Third in a darkly enchanting trilogy after Begone the Raggedy Witches and The Little Grey Girl, The Promise Witch opens in a time of heat and thirst. The deposed old tyrant of a queen sent a cursed winter to bury Witches Borough in snow. Months later, the clouds have vanished, but an equally cursed drought has settled over the castle and its river, now bone-dry. Witches Borough is dying, and though Mup is the pathfinder, the stitcher of worlds, is she strong enough to mend a scorched landscape and bring the water home? Enter a raggedy witch trailing a storm of ashes: Magda, Crow’s mother. She wants Mup to fulfill a promise. She wants Mup to help her. And woe betide any who stand in her way.
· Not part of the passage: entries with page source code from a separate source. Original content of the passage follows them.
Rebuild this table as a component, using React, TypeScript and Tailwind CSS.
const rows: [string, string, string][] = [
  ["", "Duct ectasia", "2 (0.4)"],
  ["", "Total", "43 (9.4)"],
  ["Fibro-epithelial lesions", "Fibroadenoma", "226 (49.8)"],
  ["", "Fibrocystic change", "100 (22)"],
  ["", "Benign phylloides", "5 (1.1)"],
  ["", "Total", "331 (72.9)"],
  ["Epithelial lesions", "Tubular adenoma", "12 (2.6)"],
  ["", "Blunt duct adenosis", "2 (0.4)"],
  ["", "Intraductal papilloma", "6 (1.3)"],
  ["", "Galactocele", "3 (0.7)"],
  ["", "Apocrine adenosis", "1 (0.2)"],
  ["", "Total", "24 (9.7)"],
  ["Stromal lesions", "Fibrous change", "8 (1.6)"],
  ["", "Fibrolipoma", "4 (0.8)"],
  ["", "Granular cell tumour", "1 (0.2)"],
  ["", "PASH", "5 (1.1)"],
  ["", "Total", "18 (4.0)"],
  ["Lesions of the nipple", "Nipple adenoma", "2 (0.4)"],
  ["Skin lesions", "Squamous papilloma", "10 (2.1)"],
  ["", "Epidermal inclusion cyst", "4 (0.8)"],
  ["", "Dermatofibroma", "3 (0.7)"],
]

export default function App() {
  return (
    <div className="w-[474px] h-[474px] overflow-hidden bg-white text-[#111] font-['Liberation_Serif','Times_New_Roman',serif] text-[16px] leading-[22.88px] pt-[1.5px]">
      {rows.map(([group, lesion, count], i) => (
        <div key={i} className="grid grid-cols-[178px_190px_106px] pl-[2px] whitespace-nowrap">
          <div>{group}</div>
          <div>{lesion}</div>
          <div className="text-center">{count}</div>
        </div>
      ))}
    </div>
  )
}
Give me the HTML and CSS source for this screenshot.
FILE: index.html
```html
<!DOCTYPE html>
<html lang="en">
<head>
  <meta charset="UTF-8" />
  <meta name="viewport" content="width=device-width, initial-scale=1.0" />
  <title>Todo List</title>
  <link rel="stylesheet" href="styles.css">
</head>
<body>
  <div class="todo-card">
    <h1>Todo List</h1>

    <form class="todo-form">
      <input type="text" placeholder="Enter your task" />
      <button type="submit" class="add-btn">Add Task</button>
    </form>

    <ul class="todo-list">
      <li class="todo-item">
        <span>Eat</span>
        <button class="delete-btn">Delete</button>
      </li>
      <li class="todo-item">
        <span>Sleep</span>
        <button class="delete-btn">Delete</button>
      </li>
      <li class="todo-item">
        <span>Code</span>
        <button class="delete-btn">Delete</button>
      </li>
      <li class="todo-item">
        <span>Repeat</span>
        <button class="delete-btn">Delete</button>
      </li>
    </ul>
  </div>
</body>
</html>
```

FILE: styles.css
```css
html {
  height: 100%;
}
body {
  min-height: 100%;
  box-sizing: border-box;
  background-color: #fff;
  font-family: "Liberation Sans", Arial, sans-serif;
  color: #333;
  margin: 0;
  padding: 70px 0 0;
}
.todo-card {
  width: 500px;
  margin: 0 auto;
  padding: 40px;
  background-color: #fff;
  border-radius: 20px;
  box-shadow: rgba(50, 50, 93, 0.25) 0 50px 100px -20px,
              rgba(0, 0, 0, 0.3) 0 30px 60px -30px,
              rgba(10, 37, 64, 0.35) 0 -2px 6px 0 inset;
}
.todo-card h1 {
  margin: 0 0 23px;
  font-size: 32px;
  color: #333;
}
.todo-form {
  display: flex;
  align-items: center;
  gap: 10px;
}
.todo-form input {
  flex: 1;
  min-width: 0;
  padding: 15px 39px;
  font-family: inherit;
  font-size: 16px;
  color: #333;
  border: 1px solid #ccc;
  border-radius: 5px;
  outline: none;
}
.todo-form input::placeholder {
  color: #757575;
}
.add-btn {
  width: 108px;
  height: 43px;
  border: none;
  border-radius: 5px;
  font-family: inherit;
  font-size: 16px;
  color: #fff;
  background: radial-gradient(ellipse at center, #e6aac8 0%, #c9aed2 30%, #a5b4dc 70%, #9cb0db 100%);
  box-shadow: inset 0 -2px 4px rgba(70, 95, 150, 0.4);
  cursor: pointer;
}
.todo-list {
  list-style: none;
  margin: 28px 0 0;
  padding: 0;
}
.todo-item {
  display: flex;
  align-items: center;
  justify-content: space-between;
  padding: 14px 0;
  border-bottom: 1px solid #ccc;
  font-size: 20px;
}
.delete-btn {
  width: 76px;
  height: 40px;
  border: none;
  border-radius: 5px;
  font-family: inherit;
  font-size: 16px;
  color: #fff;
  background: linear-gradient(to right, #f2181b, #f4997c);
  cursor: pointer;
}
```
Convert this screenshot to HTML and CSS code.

Irish storyteller Celine Kiernan’s breathtaking tale of family, loyalty, and risk caps a timeless trilogy brimming with drama and danger—and heartbreaking resonance to the struggles of today.
I discovered Celine Kiernan’s series quite by accident while browsing online. I was thoroughly captivated by Begone the Raggedy Witches and eagerly read the follow-up Little Grey Girl. In The Promise Witch, Kiernan brings the family through the hardest of times, guiding Mup and Mam and the people through terrible thirst and vengeance from a power in decline.
As in the two previous stories, Mup is the center, the “stitcher of worlds” who provides the path for the new through the terrible landscape of the old.
Kiernan’s characterization is outstanding. Mup, wise beyond her years and powerful beyond belief, is still a little girl who needs her Mam. And Mam is a little girl all grown up finally understanding her role in this magical world.
This can be read as a straightforward fantasy for middle graders, but also as an allegory for climate change. Kiernan layers magic, friendship, and loyalty over top of environmental changes similar to what’s happening in our world. Her story implies that good change can happen when people come together, trust one another, and make decisions that may involve sacrifice for the benefit of others.
This is storytelling at its best. Highly recommended.